Gold, white and yellow lights sparks

Researchers at Cornell University have developed a robotic simulation platform that could pave the way for sophisticated robot caregivers in the home. The platform could be ready to use early next year.

The RCare World platform uses avatars representing people with motor disabilities, homes with different levels of modifications for accessibility and caregiving robots. The platform will help engineers design new robots or retool existing ones, allowing them to navigate around homes and perform various caregiving functions. 

The system was developed at Cornell’s EmPrise Lab, one of a handful of workspaces that design robots to assist with caregiving duties, such as bathing, feeding and dressing patients. 

“There are a lot of barriers to entry to this field,” project leader Tapomayukh Bhattacharjee, assistant professor of computer science in the Cornell Ann S. Bowers College of Computing and Information Science, said in a statement. “You need continuous feedback from the stakeholders — the care-recipients who would potentially use this technology, the caregivers and health care professionals — to know whether the technology we’re developing is going to translate from the lab to real homes one day.” 

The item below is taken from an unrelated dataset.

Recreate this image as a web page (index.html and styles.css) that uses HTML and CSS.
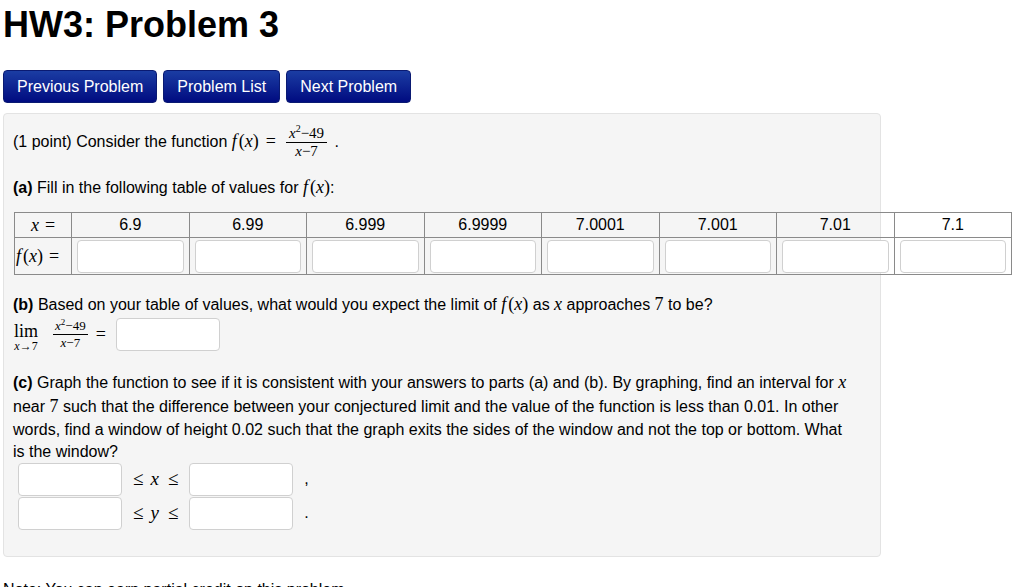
FILE: index.html
```html
<!DOCTYPE html>
<html lang="en">
<head>
    <meta charset="UTF-8">
    <meta name="viewport" content="width=device-width, initial-scale=1.0">
    <title>HW3: Problem 3</title>
    <link rel="stylesheet" href="styles.css">
</head>
<body>
    <h1 class="title">HW3: Problem 3</h1>

    <div class="nav">
        <button class="nav-btn">Previous Problem</button>
        <button class="nav-btn">Problem List</button>
        <button class="nav-btn">Next Problem</button>
    </div>

    <div class="problem">
        <div class="intro">(1 point) Consider the function <span class="m"><i class="fn">f</i>(<i>x</i>)<span class="eq">=</span></span><span class="frac"><span class="num"><i>x</i><sup>2</sup>−49</span><span class="den"><i>x</i>−7</span></span> .</div>

        <p class="part"><b>(a)</b> Fill in the following table of values for <span class="m"><i class="fn">f</i>(<i>x</i>)</span>:</p>

        <table class="values">
            <colgroup>
                <col class="c-lbl">
                <col><col><col><col><col><col><col><col>
            </colgroup>
            <tr class="head">
                <th class="lbl m"><i>x</i><span class="eq-t">=</span></th>
                <td>6.9</td>
                <td>6.99</td>
                <td>6.999</td>
                <td>6.9999</td>
                <td>7.0001</td>
                <td>7.001</td>
                <td>7.01</td>
                <td>7.1</td>
            </tr>
            <tr class="answers">
                <th class="lbl lbl-left m"><i class="fn">f</i>(<i>x</i>)<span class="eq-t">=</span></th>
                <td><input type="text"></td>
                <td><input type="text"></td>
                <td><input type="text"></td>
                <td><input type="text"></td>
                <td><input type="text"></td>
                <td><input type="text"></td>
                <td><input type="text"></td>
                <td><input type="text"></td>
            </tr>
        </table>

        <p class="part part-b"><b>(b)</b> Based on your table of values, what would you expect the limit of <span class="m"><i class="fn">f</i>(<i>x</i>)</span> as <span class="m"><i>x</i></span> approaches <span class="m">7</span> to be?</p>
        <div class="lim-row">
            <span class="lim m">lim<span class="under"><i>x</i>→7</span></span>
            <span class="frac frac-sm"><span class="num"><i>x</i><sup>2</sup>−49</span><span class="den"><i>x</i>−7</span></span>
            <span class="m eq">=</span>
            <input type="text" class="ans">
        </div>

        <p class="part part-c"><b>(c)</b> Graph the function to see if it is consistent with your answers to parts (a) and (b). By graphing, find an interval for <span class="m"><i>x</i></span> near <span class="m">7</span> such that the difference between your conjectured limit and the value of the function is less than 0.01. In other words, find a window of height 0.02 such that the graph exits the sides of the window and not the top or bottom. What is the window?</p>

        <div class="window">
            <div class="window-row">
                <input type="text" class="ans">
                <span class="m ineq">≤<i>x</i>≤</span>
                <input type="text" class="ans">
                <span class="punct">,</span>
            </div>
            <div class="window-row">
                <input type="text" class="ans">
                <span class="m ineq">≤<i>y</i>≤</span>
                <input type="text" class="ans">
                <span class="punct">.</span>
            </div>
        </div>
    </div>

    <p class="note">Note: You can earn partial credit on this problem.</p>
</body>
</html>
```

FILE: styles.css
```css
body {
    margin: 0;
    padding: 3px;
    font-family: "Liberation Sans", Helvetica, Arial, sans-serif;
    font-size: 16px;
    color: #000;
    background: #fff;
}
.title {
    margin: 0;
    font-size: 36px;
    line-height: 44px;
    font-weight: bold;
}
.nav {
    display: flex;
    gap: 6px;
    margin-top: 23px;
}
.nav-btn {
    height: 33px;
    padding: 0 13px;
    font-family: "Liberation Sans", Helvetica, Arial, sans-serif;
    font-size: 16px;
    color: #fff;
    background: linear-gradient(#1b3da3, #000b80);
    border: 1px solid #0a1a72;
    border-radius: 4px;
}
.problem {
    width: 878px;
    box-sizing: border-box;
    margin-top: 10px;
    padding: 10px 9px 26px;
    background: #f5f5f5;
    border: 1px solid #e3e3e3;
    border-radius: 4px;
}
.m {
    font-family: "Liberation Serif", "Times New Roman", serif;
    font-size: 18px;
}
.fn {
    margin-right: 2px;
}
.eq {
    margin: 0 9px 0 7px;
}
.intro {
    line-height: 34px;
}
.frac {
    display: inline-flex;
    flex-direction: column;
    align-items: center;
    vertical-align: middle;
    margin: 0 3px 0 1px;
    font-family: "Liberation Serif", "Times New Roman", serif;
    font-size: 15px;
    line-height: 15px;
}
.frac .num {
    padding: 0 3px 1px;
}
.frac .den {
    align-self: stretch;
    text-align: center;
    border-top: 1px solid #000;
    padding-top: 1px;
}
.frac sup {
    font-size: 10px;
    vertical-align: 6px;
    line-height: 0;
}
.part {
    margin: 17px 0 0;
    line-height: 22px;
}
.values {
    margin: 13px 0 0 1px;
    border-collapse: collapse;
    table-layout: fixed;
    width: 997px;
}
.values col {
    width: 117.5px;
}
.values col.c-lbl {
    width: 57px;
}
.values th,
.values td {
    border: 1px solid #8a8a8a;
    text-align: center;
    font-weight: normal;
    padding: 0 5px;
}
.values .head {
    height: 25px;
}
.values .answers {
    height: 37px;
}
.values .lbl {
    font-size: 18px;
    padding: 0;
}
.values .eq-t {
    margin-left: 6px;
}
.values .answers .lbl-left {
    text-align: left;
    padding: 0 0 0 1px;
    white-space: nowrap;
}
.values input {
    display: block;
    width: 100%;
    height: 33px;
    box-sizing: border-box;
    border: 1px solid #d0d0d0;
    border-radius: 4px;
    background: #fff;
}
.part-b {
    margin-top: 18px;
}
.lim-row {
    display: flex;
    align-items: center;
    height: 36px;
}
.lim {
    display: inline-flex;
    flex-direction: column;
    align-items: center;
    line-height: 17px;
    margin-left: 1px;
    padding-top: 6px;
}
.lim .under {
    font-size: 12px;
    line-height: 12px;
}
.frac-sm {
    margin-left: 15px;
    font-size: 13px;
    line-height: 14px;
}
.frac-sm .num {
    padding: 0 2px 1px;
}
.frac-sm sup {
    font-size: 9px;
    vertical-align: 5px;
}
.lim-row .eq {
    margin: 0 10px 0 5px;
}
.ans {
    width: 104px;
    height: 33px;
    box-sizing: border-box;
    border: 1px solid #d0d0d0;
    border-radius: 4px;
    background: #fff;
}
.part-c {
    margin-top: 19px;
    max-width: 842px;
    line-height: 22.7px;
}
.window {
    margin-top: -2px;
}
.window-row {
    display: flex;
    align-items: center;
    height: 34px;
    padding-left: 5px;
}
.ineq {
    margin: 0 11px 0 11px;
    font-size: 19px;
}
.ineq i {
    margin: 0 9px 0 7px;
}
.punct {
    margin-left: 11px;
}
.note {
    margin: 22px 0 0;
    line-height: 22px;
}
```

Robots are one possible solution to the nation’s caregiver shortage and some are already being used in various ways to help seniors in their homes.

Last spring, the New York State Office for the Aging deployed artificial intelligence-powered robotic companions to 800 seniors throughout the state. The desktop robots engage with older adults by responding to voice and body movements. California-based Labrador Systems will be piloting a robot next year that helps carry and retrieve objects. The company hopes to have hundreds of the systems on the market at the end of 2023. 

Cornell’s simulator could help develop robots with more sophisticated skill sets. The system will try to realistically replicate caregiving scenarios through six human aviators that move and behave like people with motor impairments, such as spinal cord injuries, brainstem stroke and cerebral palsy. One robot successfully performed a sponge bath using algorithms learned in the simulator. 

The robots and avatars will also interact in 16 different home settings and 200 different rooms, providing a more realistic depiction of what the robots might encounter in an actual home. 

“We are giving people a variety of tools that are necessary to come up with behaviors for physical caregiving or social caregiving scenarios,” Bhattacharjee said.